**EXERCISE AIM**
Locate each line of the material that contains "styles", then return it.

**STORED DATA**

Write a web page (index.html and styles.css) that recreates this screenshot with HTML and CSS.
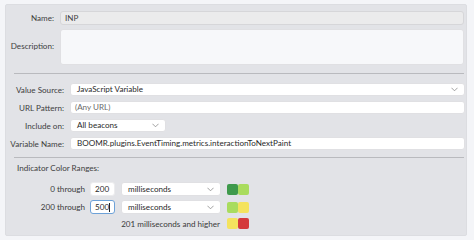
FILE: index.html
```html
<!DOCTYPE html>
<html>
<head>
<meta charset="utf-8">
<link rel="stylesheet" href="styles.css">
</head>
<body>
<div class="panel">
  <div class="grid top">
    <label class="lbl">Name:</label>
    <div class="field disabled">INP</div>
    <label class="lbl lbl-mid">Description:</label>
    <div class="field area"></div>
  </div>
  <hr class="sep sep1">
  <div class="grid mid">
    <label class="lbl">Value Source:</label>
    <div class="field select">JavaScript Variable<svg class="chev" viewBox="0 0 8 5"><path d="M0.5 0.5 L4 4 L7.5 0.5"/></svg></div>
    <label class="lbl">URL Pattern:</label>
    <div class="field placeholder">(Any URL)</div>
    <label class="lbl">Include on:</label>
    <div class="field select short">All beacons<svg class="chev" viewBox="0 0 8 5"><path d="M0.5 0.5 L4 4 L7.5 0.5"/></svg></div>
    <label class="lbl">Variable Name:</label>
    <div class="field">BOOMR.plugins.EventTiming.metrics.interactionToNextPaint</div>
  </div>
  <hr class="sep sep2">
  <div class="ranges">
    <div class="rtitle">Indicator Color Ranges:</div>
    <div class="rrow">
      <span class="rlbl">0 through</span>
      <div class="field num">200</div>
      <div class="field select unit">milliseconds<svg class="chev" viewBox="0 0 8 5"><path d="M0.5 0.5 L4 4 L7.5 0.5"/></svg></div>
      <span class="sw dkgreen"></span><span class="sw ltgreen"></span>
    </div>
    <div class="rrow">
      <span class="rlbl">200 through</span>
      <div class="field num focus">500<span class="caret"></span></div>
      <div class="field select unit">milliseconds<svg class="chev" viewBox="0 0 8 5"><path d="M0.5 0.5 L4 4 L7.5 0.5"/></svg></div>
      <span class="sw ltgreen"></span><span class="sw yellow"></span>
    </div>
    <div class="rrow last">
      <span class="rtext">201 milliseconds and higher</span>
      <span class="sw yellow"></span><span class="sw red"></span>
    </div>
  </div>
</div>
</body>
</html>
```

FILE: styles.css
```css
* { box-sizing: border-box; }
html, body { margin: 0; padding: 0; }
body {
  background: #f4f5f8;
  font-family: Lato, "Liberation Sans", sans-serif;
  font-size: 8.1px;
  color: #2a2a2a;
  width: 474px;
  height: 240px;
  overflow: hidden;
}
.panel {
  margin: 4px 7px 0 5px;
  height: 232px;
  background: #e2e3e7;
  border: 1px solid #dcdde1;
  border-radius: 2px;
  padding: 6px 2px 0 0;
}
.grid {
  display: grid;
  align-items: center;
}
.top {
  grid-template-columns: 48px 1fr;
  column-gap: 6px;
  row-gap: 4px;
}
.mid {
  grid-template-columns: 58px 1fr;
  column-gap: 6px;
  row-gap: 5px;
  margin-right: -1px;
}
.lbl {
  text-align: right;
  color: #3e3e3e;
  white-space: nowrap;
}
.lbl-mid { padding-bottom: 2px; }
.field {
  height: 13px;
  background: #fff;
  border: 1px solid #e0e0e3;
  border-radius: 3px;
  padding: 0 6px;
  display: flex;
  align-items: center;
  white-space: nowrap;
  overflow: hidden;
  line-height: 1;
}
.disabled {
  height: 14px;
  background: #ebebec;
  border-color: #d6d6d9;
  padding-left: 4px;
  color: #444;
}
.area {
  height: 36px;
  background: #f7f8fa;
}
.placeholder { color: #6a6a6a; padding-left: 4px; }
.select { justify-content: space-between; }
.chev {
  width: 7px;
  height: 5px;
  fill: none;
  stroke: #888;
  stroke-width: 0.9;
}
.short { width: 96px; }
.sep {
  border: 0;
  border-top: 1px solid #b9babe;
  margin: 0 0 0 8px;
}
.sep1 { margin-top: 8px; margin-bottom: 9px; }
.sep2 { margin-top: 7px; margin-bottom: 0; }
.ranges { padding: 6px 0 0 11px; }
.rtitle { color: #3e3e3e; height: 9px; line-height: 9px; margin-bottom: 9px; }
.rrow {
  display: flex;
  align-items: center;
  height: 14px;
  margin-bottom: 4px;
}
.rrow.last { height: 11px; }
.rlbl {
  width: 68px;
  text-align: right;
  color: #3a3a3a;
  white-space: nowrap;
}
.num {
  width: 25px;
  height: 14px;
  margin-left: 5px;
  padding: 0 4px;
  border-color: #ececee;
}
.focus { border-color: #6ea2d8; }
.caret {
  display: inline-block;
  width: 1px;
  height: 9px;
  background: #222;
}
.unit {
  width: 100px;
  height: 14px;
  margin-left: 6px;
  margin-right: 6px;
}
.rtext {
  width: 204px;
  padding-right: 1px;
  margin-right: 6px;
  text-align: right;
  color: #3a3a3a;
  white-space: nowrap;
}
.sw {
  width: 11px;
  height: 11px;
  border-radius: 2px;
  display: inline-block;
}
.dkgreen { background: #3f9a4c; }
.ltgreen { background: #a9dc5e; }
.yellow { background: #f4e35e; }
.red { background: #d43a3c; }
```
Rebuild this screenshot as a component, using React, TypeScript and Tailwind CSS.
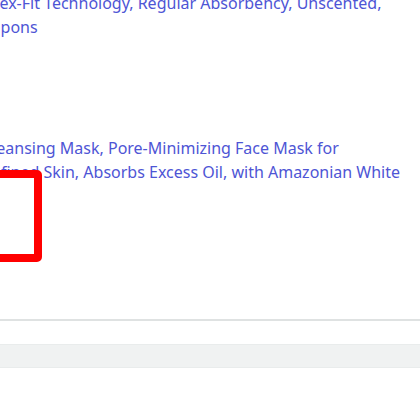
import React from 'react';

const linkText = 'text-[16px] leading-[24px] text-[#4e55d5] whitespace-nowrap';

function TitleBlock({ lines }: { lines: { text: string; shift: string }[] }) {
  return (
    <div className="flex flex-col">
      {lines.map((l, i) => (
        <div key={i} className={`${linkText} ${l.shift}`}>
          {l.text}
        </div>
      ))}
    </div>
  );
}

export default function App() {
  return (
    <div
      className="relative w-[420px] h-[420px] overflow-hidden bg-white"
      style={{ fontFamily: '"Noto Sans", "Open Sans", sans-serif' }}
    >
      <div className="mt-[-9px]">
        <TitleBlock
          lines={[
            { text: 'Flex-Fit Technology, Regular Absorbency, Unscented,', shift: 'ml-[-13px]' },
            { text: 'Tampons', shift: 'ml-[-31px]' },
          ]}
        />
      </div>

      <div className="mt-[97px]">
        <TitleBlock
          lines={[
            { text: 'Cleansing Mask, Pore-Minimizing Face Mask for', shift: 'ml-[-18px]' },
            { text: 'Refined Skin, Absorbs Excess Oil, with Amazonian White', shift: 'ml-[-18px]' },
          ]}
        />
      </div>

      <div className="mt-[135px] h-[2px] bg-[#dfe2e2]" />
      <div className="mt-[23px] h-[24px] bg-[#f0f2f2] border-y border-[#e9ecec]" />

      {/* annotation box */}
      <div className="absolute left-[-60px] top-[170px] w-[102px] h-[92px] border-[8px] border-[#ff0000] rounded-[5px]" />
    </div>
  );
}
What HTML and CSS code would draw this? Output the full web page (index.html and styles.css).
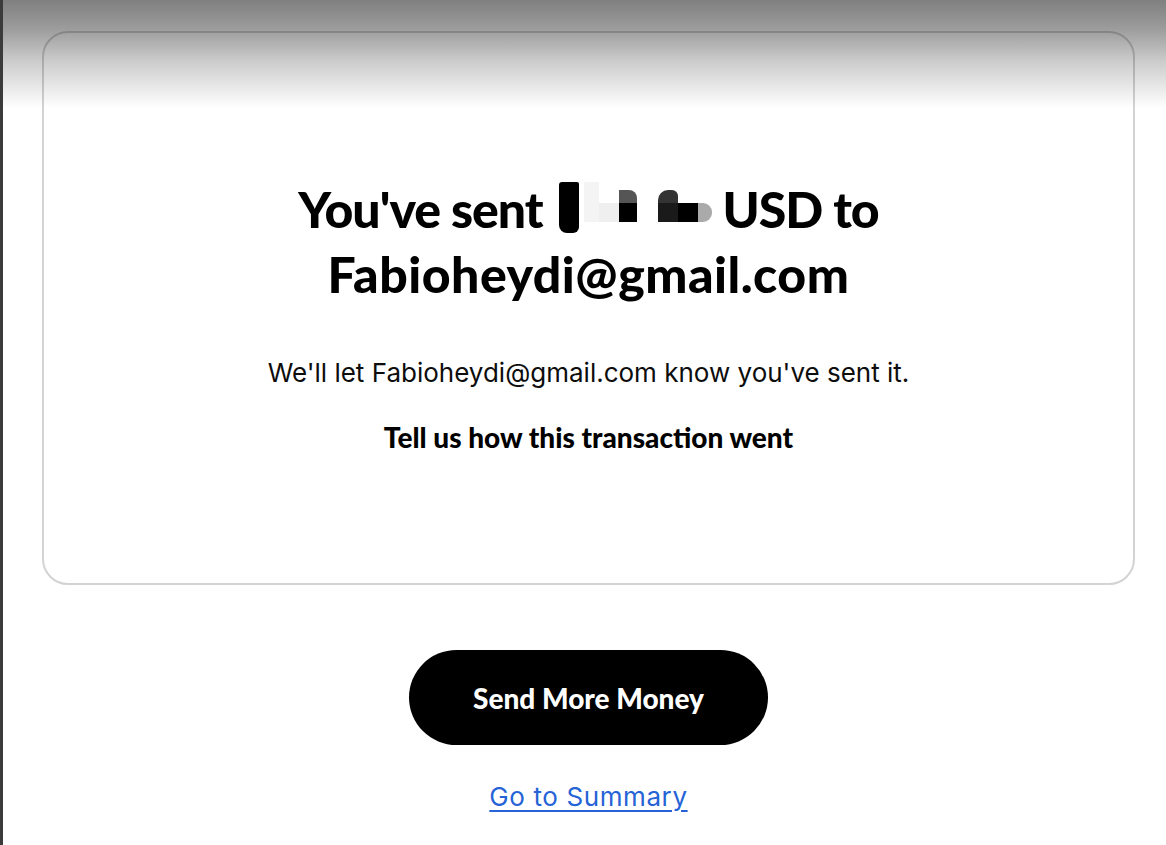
FILE: index.html
```html
<!DOCTYPE html>
<html lang="en">
<head>
    <meta charset="UTF-8">
    <meta name="viewport" content="width=device-width, initial-scale=1.0">
    <title>Payment sent</title>
    <link rel="stylesheet" href="styles.css">
</head>
<body>

    <div class="page">
        <div class="result-card">
            <h1 class="result-title">
                You've sent
                <span class="redact"><span class="redact-row">
                    <span class="blk blk-tall"></span>
                    <span class="blk blk-faint"></span>
                    <span class="blk blk-pale"></span>
                    <span class="blk-col">
                        <span class="blk blk-top grey"></span>
                        <span class="blk blk-low black"></span>
                    </span>
                    <span class="blk blk-space"></span>
                    <span class="blk-col">
                        <span class="blk blk-top swirl"></span>
                        <span class="blk blk-low dark"></span>
                    </span>
                    <span class="blk blk-low black"></span>
                    <span class="blk blk-low end"></span>
                </span></span>
                USD to<br><span class="recipient">Fabioheydi@gmail.com</span>
            </h1>
            <p class="result-note">We'll let Fabioheydi@gmail.com know you've sent it.</p>
            <p class="result-ask">Tell us how this transaction went</p>
        </div>

        <div class="actions">
            <button class="btn-primary">Send More Money</button>
            <a href="#" class="summary-link">Go to Summary</a>
        </div>
    </div>

</body>
</html>
```

FILE: styles.css
```css
* {
    margin: 0;
    padding: 0;
    box-sizing: border-box;
}

body {
    font-family: Inter, "Noto Sans", sans-serif;
    background: #fff;
    color: #000;
    overflow: hidden;
}

/* dark edge on the left and the shade at the top */
.page {
    position: relative;
    min-height: 100vh;
    border-left: 3px solid #3b3b3b;
    padding: 31px 31px 0 39px;
}

.page::before {
    content: "";
    position: absolute;
    top: 0;
    left: 0;
    right: 0;
    height: 108px;
    background: linear-gradient(rgba(0, 0, 0, 0.5), rgba(0, 0, 0, 0.38) 28%, rgba(0, 0, 0, 0.2) 57%, rgba(0, 0, 0, 0) 100%);
    pointer-events: none;
}

.result-card {
    border: 2px solid #d3d3d3;
    border-radius: 26px;
    height: 554px;
    padding-top: 144px;
    text-align: center;
}

.result-title {
    font-family: Lato, sans-serif;
    font-weight: 900;
    font-size: 50px;
    line-height: 65px;
    letter-spacing: -1px;
}

.recipient {
    letter-spacing: 0.5px;
}

/* blurred-out amount */
.redact {
    display: inline-block;
    overflow: hidden;
    vertical-align: -5px;
    margin: 0 0 0 5px;
}

.redact-row {
    display: flex;
    align-items: flex-end;
}

.blk {
    display: block;
}

.blk-col {
    display: flex;
    flex-direction: column;
    margin-bottom: 11px;
}

.blk-tall {
    width: 20px;
    height: 51px;
    background: #000;
    border-radius: 3px 2px 6px 8px;
}

.blk-faint {
    width: 15px;
    height: 40px;
    margin: 0 0 11px 5px;
    background: #f4f4f4;
}

.blk-pale {
    width: 20px;
    height: 19px;
    margin-bottom: 11px;
    background: #efefef;
}

.blk-top {
    width: 18px;
    height: 13px;
}

.blk-low {
    width: 18px;
    height: 19px;
}

.redact-row > .blk-low {
    margin-bottom: 11px;
    width: 20px;
}

.grey {
    background: #555;
    border-radius: 0 8px 0 0;
}

.swirl {
    width: 20px;
    background: #333;
    border-radius: 10px 6px 0 0;
}

.black {
    background: #000;
}

.dark {
    width: 20px;
    background: #1a1a1a;
}

.blk-space {
    width: 21px;
    height: 1px;
    margin-bottom: 11px;
}

.redact-row > .end {
    width: 14px;
    background: #aaa;
    border-radius: 0 9px 9px 0;
}

.result-note {
    margin-top: 50px;
    font-size: 26px;
    line-height: 32px;
    color: #0d0d0d;
}

.result-ask {
    margin-top: 32px;
    font-family: Lato, sans-serif;
    font-weight: 900;
    font-size: 28px;
    line-height: 32px;
}

.actions {
    display: flex;
    flex-direction: column;
    align-items: center;
    margin-top: 65px;
}

.btn-primary {
    width: 359px;
    height: 95px;
    border: none;
    border-radius: 48px;
    background: #000;
    color: #fff;
    font-family: Lato, sans-serif;
    font-weight: 900;
    font-size: 28px;
    cursor: pointer;
}

.summary-link {
    margin-top: 36px;
    font-size: 26px;
    line-height: 32px;
    letter-spacing: 0.6px;
    color: #2563d6;
    text-underline-offset: 4px;
}
```
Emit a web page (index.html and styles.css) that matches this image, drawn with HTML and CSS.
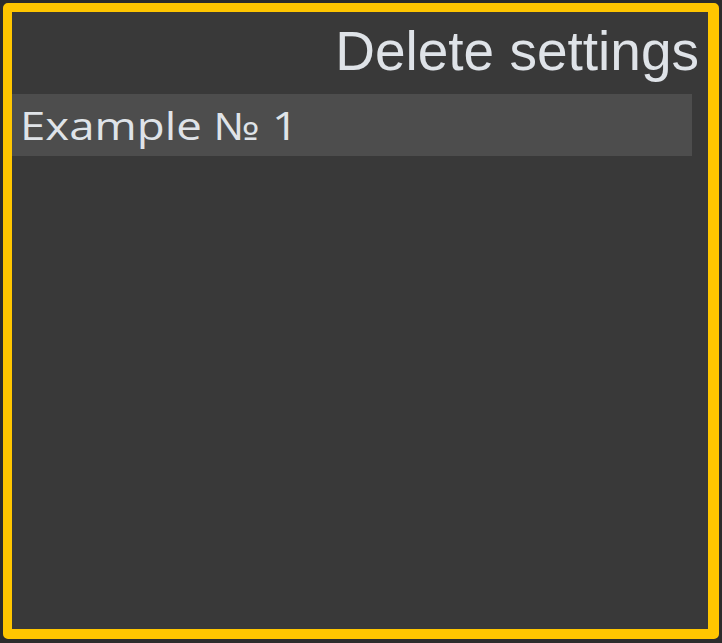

**ANSWER TO THIS EXERCISE**
Write a web page (index.html and styles.css) that recreates this screenshot with HTML and CSS.
<link rel="stylesheet" href="styles.css">
FILE: styles.css
What HTML and CSS code would draw this? Output the full web page (index.html and styles.css).
    <link rel="stylesheet" href="styles.css">
FILE: styles.css
Emit a web page (index.html and styles.css) that matches this image, drawn with HTML and CSS.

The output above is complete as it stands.